Legal & Documentation

Power of Attorney for Property Purchase: When You Need It and How It Works

PN
Priya Natarajan
Legal & Documentation Specialist
|10 April 2025|5 min read

NRIs and busy buyers often use Power of Attorney for property transactions. But POA-based property purchases carry risks that many buyers don't understand until something goes wrong.

What is Power of Attorney in Property Context?

A Power of Attorney (POA) is a legal document where one person (the principal) authorises another person (the agent/attorney) to act on their behalf in specific legal matters, including property transactions.

In property buying, two types of POA are relevant:

**1. Buyer's POA:** You are buying but can't attend the registration.

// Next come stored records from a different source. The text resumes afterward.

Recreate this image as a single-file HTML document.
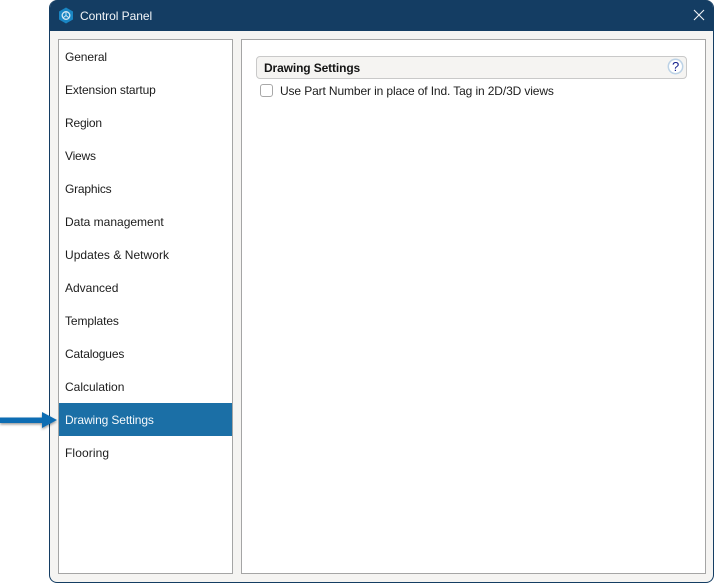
<!DOCTYPE html>
<html>
<head>
<meta charset="utf-8">
<style>
html,body{margin:0;padding:0;width:715px;height:583px;overflow:hidden;background:#fff;font-family:"Liberation Sans",sans-serif;}
.a{position:absolute;box-sizing:border-box;}
#win{left:49px;top:0;width:665px;height:583px;background:#f5f4f2;border:1px solid #143d63;border-top:0;border-radius:8px;overflow:hidden;}
#title{left:0;top:0;width:665px;height:31px;background:#143d63;}
.t{position:absolute;white-space:nowrap;font-size:12px;line-height:16px;color:#1c1c1c;}
#left{left:58px;top:39px;width:175px;height:535px;background:#fff;border:1px solid #a5a5a5;}
#right{left:241px;top:39px;width:465px;height:535px;background:#fff;border:1px solid #a5a5a5;}
#sel{left:59px;top:403px;width:173px;height:33px;background:#1b6fa6;}
#hdr{left:256px;top:56px;width:431px;height:23px;background:#f5f4f2;border:1px solid #c9c9c9;border-radius:4px;}
#cb{left:260px;top:84px;width:13px;height:13px;background:#fff;border:1px solid #a8a8a8;border-radius:3px;}
</style>
</head>
<body>
<div class="a" id="win"><div class="a" id="title"></div></div>
<svg class="a" style="left:58px;top:7px" width="16" height="17" viewBox="0 0 16 17">
<path d="M8 .5 15 4.500V12.500L8 16.500 1 12.500V4.500Z" fill="#1a86c4"/>
<circle cx="8" cy="8.500" r="3.800" fill="none" stroke="#d5e8f4" stroke-width="1.300"/>
<path d="M8 5.500V8.500L5.500 10.500M8 8.500 10.500 10.500" fill="none" stroke="#d5e8f4" stroke-width=".9"/>
</svg>
<div class="t" style="left:80px;top:8px;color:#f2f5f8;letter-spacing:-.05px">Control Panel</div>
<svg class="a" style="left:693px;top:9px" width="12" height="12" viewBox="0 0 12 12"><path d="M1 1 11 11M11 1 1 11" stroke="#f0f3f6" stroke-width="1.100" fill="none"/></svg>

<div class="a" id="left"></div>
<div class="a" id="right"></div>
<div class="a" id="sel"></div>

<div class="t" style="left:65px;top:49px;letter-spacing:-.1px">General</div>
<div class="t" style="left:65px;top:82px;letter-spacing:-.12px">Extension startup</div>
<div class="t" style="left:65px;top:115px;letter-spacing:-.2px">Region</div>
<div class="t" style="left:65px;top:148px;letter-spacing:-.2px">Views</div>
<div class="t" style="left:65px;top:181px;letter-spacing:-.2px">Graphics</div>
<div class="t" style="left:65px;top:214px">Data management</div>
<div class="t" style="left:65px;top:247px;letter-spacing:.04px">Updates &amp; Network</div>
<div class="t" style="left:65px;top:280px">Advanced</div>
<div class="t" style="left:65px;top:313px;letter-spacing:-.1px">Templates</div>
<div class="t" style="left:65px;top:346px;letter-spacing:-.15px">Catalogues</div>
<div class="t" style="left:65px;top:379px">Calculation</div>
<div class="t" style="left:65px;top:412px;color:#f4f8fb;letter-spacing:-.12px">Drawing Settings</div>
<div class="t" style="left:65px;top:445px;letter-spacing:.1px">Flooring</div>

<div class="a" id="hdr"></div>
<div class="t" style="left:264px;top:60px;font-weight:bold;color:#151515;letter-spacing:-.12px">Drawing Settings</div>
<svg class="a" style="left:667px;top:58px" width="17" height="17" viewBox="0 0 17 17"><circle cx="8.500" cy="8.500" r="7.200" fill="#fff" stroke="#bcd2e6" stroke-width="1.500"/></svg>
<div class="t" style="left:672px;top:59px;font-size:13px;color:#14208c">?</div>
<div class="a" id="cb"></div>
<div class="t" style="left:280px;top:83px;letter-spacing:-.12px">Use Part Number in place of Ind. Tag in 2D/3D views</div>

<svg class="a" style="left:0;top:408px" width="60" height="26" viewBox="0 0 60 26">
<defs><filter id="s" x="-20%" y="-40%" width="140%" height="200%"><feDropShadow dx="0" dy="1.500" stdDeviation="1.200" flood-color="#000" flood-opacity=".4"/></filter></defs>
<path d="M0 9.500H42V4L57 12 42 20V15H0Z" fill="#0f6db3" filter="url(#s)"/>
</svg>
</body>
</html>
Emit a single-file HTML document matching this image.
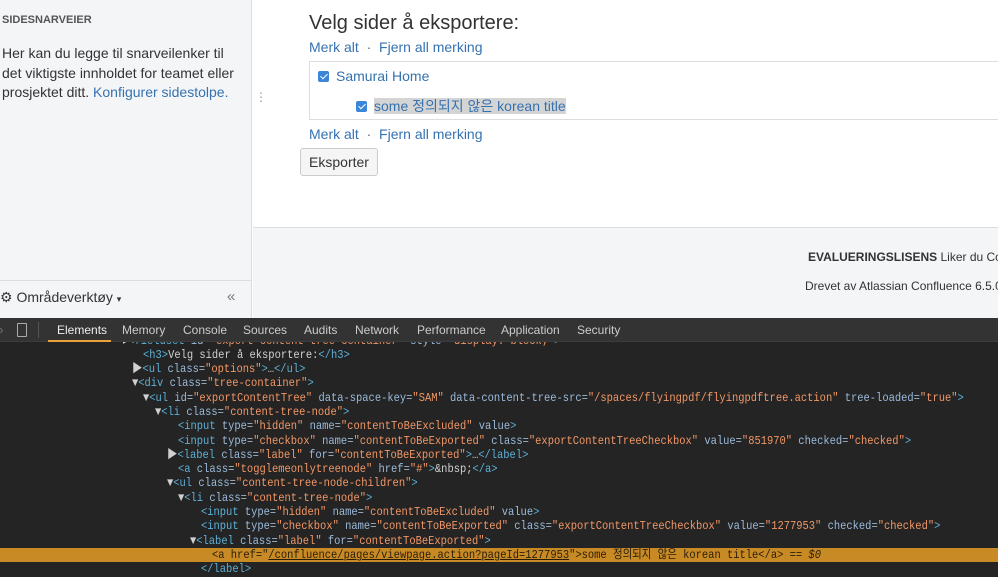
<!DOCTYPE html>
<html><head><meta charset="utf-8"><style>
*{margin:0;padding:0;box-sizing:border-box}
body{width:998px;height:577px;overflow:hidden;background:#fff;font-family:"Liberation Sans","Noto Sans CJK KR",sans-serif;position:relative}
.a{position:absolute;white-space:nowrap}
.lk{color:#3572b0;text-decoration:none}
.code{font-family:"Liberation Mono","Noto Sans CJK KR",monospace;font-size:12px;color:#a0b4c8;white-space:pre;position:absolute;height:14.3px;line-height:14.3px;transform:scaleX(0.87);transform-origin:0 0}
.t{color:#5db0d7}.n{color:#9bbbdc}.v{color:#f29766}.w{color:#d0d0d0}
.cb{display:inline-block;width:11px;height:11px;background:#3b86d8;border-radius:2px;vertical-align:-1px;margin-right:7px;position:relative}
.cb:after{content:"";position:absolute;left:3.5px;top:1px;width:3px;height:6px;border:solid #fff;border-width:0 1.5px 1.5px 0;transform:rotate(45deg)}
</style></head><body>
<div class="a" style="left:0;top:0;width:252px;height:318px;background:#f4f5f7;border-right:1px solid #ddd"></div>
<div class="a" style="left:2px;top:14px;font-size:11px;font-weight:bold;color:#555">SIDESNARVEIER</div>
<div class="a" style="left:2px;top:44px;font-size:14px;line-height:19.5px;color:#333;width:245px;white-space:normal">Her kan du legge til snarveilenker til det viktigste innholdet for teamet eller prosjektet ditt. <span class="lk">Konfigurer sidestolpe.</span></div>
<div class="a" style="left:0;top:280px;width:252px;border-top:1px solid #ddd"></div>
<div class="a" style="left:0;top:289px;font-size:14px;color:#333">⚙ Områdeverktøy <span style="font-size:9px">▾</span></div>
<div class="a" style="left:227px;top:288px;font-size:15px;color:#777">«</div>
<div class="a" style="left:255px;top:90px;font-size:12px;color:#999">⋮</div>
<div class="a" style="left:253px;top:227px;width:745px;height:91px;background:#f4f5f7;border-top:1px solid #ddd"></div>
<div class="a" style="left:309px;top:12px;font-size:20px;color:#333">Velg sider å eksportere:</div>
<div class="a" style="left:309px;top:39px;font-size:14px"><span class="lk">Merk alt</span> <span style="color:#666">&nbsp;·&nbsp;</span> <span class="lk">Fjern all merking</span></div>
<div class="a" style="left:309px;top:61px;width:700px;height:59px;border:1px solid #ddd"></div>
<div class="a" style="left:318px;top:68px;font-size:14px"><span class="cb"></span><span class="lk">Samurai Home</span></div>
<div class="a" style="left:356px;top:96px;font-size:14px"><span class="cb"></span><span class="lk" style="background:#d4d4d4">some 정의되지 않은 korean title</span></div>
<div class="a" style="left:309px;top:126px;font-size:14px"><span class="lk">Merk alt</span> <span style="color:#666">&nbsp;·&nbsp;</span> <span class="lk">Fjern all merking</span></div>
<div class="a" style="left:300px;top:148px;width:78px;height:28px;border:1px solid #ccc;border-radius:3px;background:#f5f5f5;font-size:14px;color:#333;text-align:center;line-height:26px">Eksporter</div>
<div class="a" style="left:808px;top:250px;font-size:12px;color:#333"><b>EVALUERINGSLISENS</b> Liker du Con</div>
<div class="a" style="left:805px;top:279px;font-size:12px;color:#333">Drevet av Atlassian Confluence 6.5.0</div>
<div class="a" style="left:0;top:318px;width:998px;height:259px;background:#242424"></div>
<div class="a" style="left:0;top:548px;width:998px;height:14px;background:#c88a25"></div>
<div class="code" style="top:334px;left:123px"><span class="w">▸</span><span class="t">&lt;fieldset</span> <span class="n">id</span>=<span class="v">"export-content-tree-container"</span> <span class="n">style</span>=<span class="v">"display: block;"</span><span class="t">&gt;</span></div>
<div class="a" style="left:0;top:318px;width:998px;height:24px;background:#333;border-bottom:1px solid #3c3c3c;font-size:12px;color:#ccc;line-height:24px">
<span class="a" style="left:-3px;color:#aaa">⌕</span><span class="a" style="left:17px;top:5px;width:10px;height:14px;border:1px solid #aaa;border-radius:1px"></span>
<span class="a" style="left:38px;top:4px;height:16px;border-left:1px solid #555"></span>
<span class="a" style="left:57px;color:#eee">Elements</span><span class="a" style="left:48px;top:22px;width:63px;height:2px;background:#e8a33d"></span>
<span class="a" style="left:122px">Memory</span><span class="a" style="left:183px">Console</span><span class="a" style="left:243px">Sources</span><span class="a" style="left:304px">Audits</span><span class="a" style="left:355px">Network</span><span class="a" style="left:417px">Performance</span><span class="a" style="left:501px">Application</span><span class="a" style="left:577px">Security</span></div>
<div class="code" style="top:348px;left:143px"><span class="t">&lt;h3&gt;</span><span class="w">Velg sider å eksportere:</span><span class="t">&lt;/h3&gt;</span></div>
<div class="code" style="top:362px;left:132px"><span class="w">▶</span><span class="t">&lt;ul</span> <span class="n">class</span>=<span class="v">"options"</span><span class="t">&gt;</span><span class="w">…</span><span class="t">&lt;/ul&gt;</span></div>
<div class="code" style="top:376px;left:132px"><span class="w">▼</span><span class="t">&lt;div</span> <span class="n">class</span>=<span class="v">"tree-container"</span><span class="t">&gt;</span></div>
<div class="code" style="top:391px;left:143px"><span class="w">▼</span><span class="t">&lt;ul</span> <span class="n">id</span>=<span class="v">"exportContentTree"</span> <span class="n">data-space-key</span>=<span class="v">"SAM"</span> <span class="n">data-content-tree-src</span>=<span class="v">"/spaces/flyingpdf/flyingpdftree.action"</span> <span class="n">tree-loaded</span>=<span class="v">"true"</span><span class="t">&gt;</span></div>
<div class="code" style="top:405px;left:155px"><span class="w">▼</span><span class="t">&lt;li</span> <span class="n">class</span>=<span class="v">"content-tree-node"</span><span class="t">&gt;</span></div>
<div class="code" style="top:419px;left:178px"><span class="t">&lt;input</span> <span class="n">type</span>=<span class="v">"hidden"</span> <span class="n">name</span>=<span class="v">"contentToBeExcluded"</span> <span class="n">value</span><span class="t">&gt;</span></div>
<div class="code" style="top:434px;left:178px"><span class="t">&lt;input</span> <span class="n">type</span>=<span class="v">"checkbox"</span> <span class="n">name</span>=<span class="v">"contentToBeExported"</span> <span class="n">class</span>=<span class="v">"exportContentTreeCheckbox"</span> <span class="n">value</span>=<span class="v">"851970"</span> <span class="n">checked</span>=<span class="v">"checked"</span><span class="t">&gt;</span></div>
<div class="code" style="top:448px;left:167px"><span class="w">▶</span><span class="t">&lt;label</span> <span class="n">class</span>=<span class="v">"label"</span> <span class="n">for</span>=<span class="v">"contentToBeExported"</span><span class="t">&gt;</span><span class="w">…</span><span class="t">&lt;/label&gt;</span></div>
<div class="code" style="top:462px;left:178px"><span class="t">&lt;a</span> <span class="n">class</span>=<span class="v">"togglemeonlytreenode"</span> <span class="n">href</span>=<span class="v">"#"</span><span class="t">&gt;</span><span class="w">&amp;nbsp;</span><span class="t">&lt;/a&gt;</span></div>
<div class="code" style="top:476px;left:167px"><span class="w">▼</span><span class="t">&lt;ul</span> <span class="n">class</span>=<span class="v">"content-tree-node-children"</span><span class="t">&gt;</span></div>
<div class="code" style="top:491px;left:178px"><span class="w">▼</span><span class="t">&lt;li</span> <span class="n">class</span>=<span class="v">"content-tree-node"</span><span class="t">&gt;</span></div>
<div class="code" style="top:505px;left:201px"><span class="t">&lt;input</span> <span class="n">type</span>=<span class="v">"hidden"</span> <span class="n">name</span>=<span class="v">"contentToBeExcluded"</span> <span class="n">value</span><span class="t">&gt;</span></div>
<div class="code" style="top:519px;left:201px"><span class="t">&lt;input</span> <span class="n">type</span>=<span class="v">"checkbox"</span> <span class="n">name</span>=<span class="v">"contentToBeExported"</span> <span class="n">class</span>=<span class="v">"exportContentTreeCheckbox"</span> <span class="n">value</span>=<span class="v">"1277953"</span> <span class="n">checked</span>=<span class="v">"checked"</span><span class="t">&gt;</span></div>
<div class="code" style="top:534px;left:190px"><span class="w">▼</span><span class="t">&lt;label</span> <span class="n">class</span>=<span class="v">"label"</span> <span class="n">for</span>=<span class="v">"contentToBeExported"</span><span class="t">&gt;</span></div>
<div class="code" style="top:548px;left:212px;color:#2a1e08">&lt;a href="<u>/confluence/pages/viewpage.action?pageId=1277953</u>"&gt;some 정의되지 않은 korean title&lt;/a&gt; == <i>$0</i></div>
<div class="code" style="top:562px;left:201px"><span class="t">&lt;/label&gt;</span></div>
</body></html>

You give POA to a trusted person (family member, lawyer) to sign documents on your behalf.

**2. Seller's POA:** The seller can't be present and has given POA to someone to sell on their behalf.

When Buyer's POA Is Legitimate

This is standard practice for NRIs — you're in the US, UK, Singapore, or the Gulf; attending the registration in Chennai is impractical. You give a POA to your parent, sibling, or lawyer to represent you.

Requirements for a valid buyer's POA:

  • Must be notarised in the country where you reside
  • Must be attested by the Indian Embassy/Consulate in that country (apostille required)
  • Must be adjudicated (stamped) at the District Collector's office in Tamil Nadu before use
  • The POA must specifically authorise the property purchase — general POA may not be sufficient
  • Seller's POA: Where Risk Enters

    When you're buying a property and the seller is represented by a POA holder, the risk profile changes significantly.

    Questions to answer before proceeding: 1. Is the POA currently valid (not expired, not revoked)? 2. Is the principal (actual owner) still alive? (POA is extinguished on death of principal) 3. Does the POA specifically authorise the sale of this property? 4. Is the POA registered?

    How to verify: Call the principal directly if possible. Check whether any "revocation of POA" is registered at the SRO (a revocation can be registered, and if so, the original POA is invalid).

    The GPA-Sale Controversy

    Courts have repeatedly ruled that a General Power of Attorney (GPA) combined with a possession agreement and a Will (the "GPA-Sale" practice) does not constitute valid property transfer — ownership transfer requires registration of a proper Sale Deed.

    If anyone offers to "transfer" a property to you via GPA + Will without a Sale Deed, walk away. This is not a legally secure transaction regardless of how it's presented.

    Our Recommendation

    If buying through a seller's POA: have your independent lawyer verify the POA, confirm the principal is alive and aware of the sale, and insist on the principal directly confirming (by video call if they're abroad) before proceeding. It's extra work but eliminates the most common POA fraud scenarios.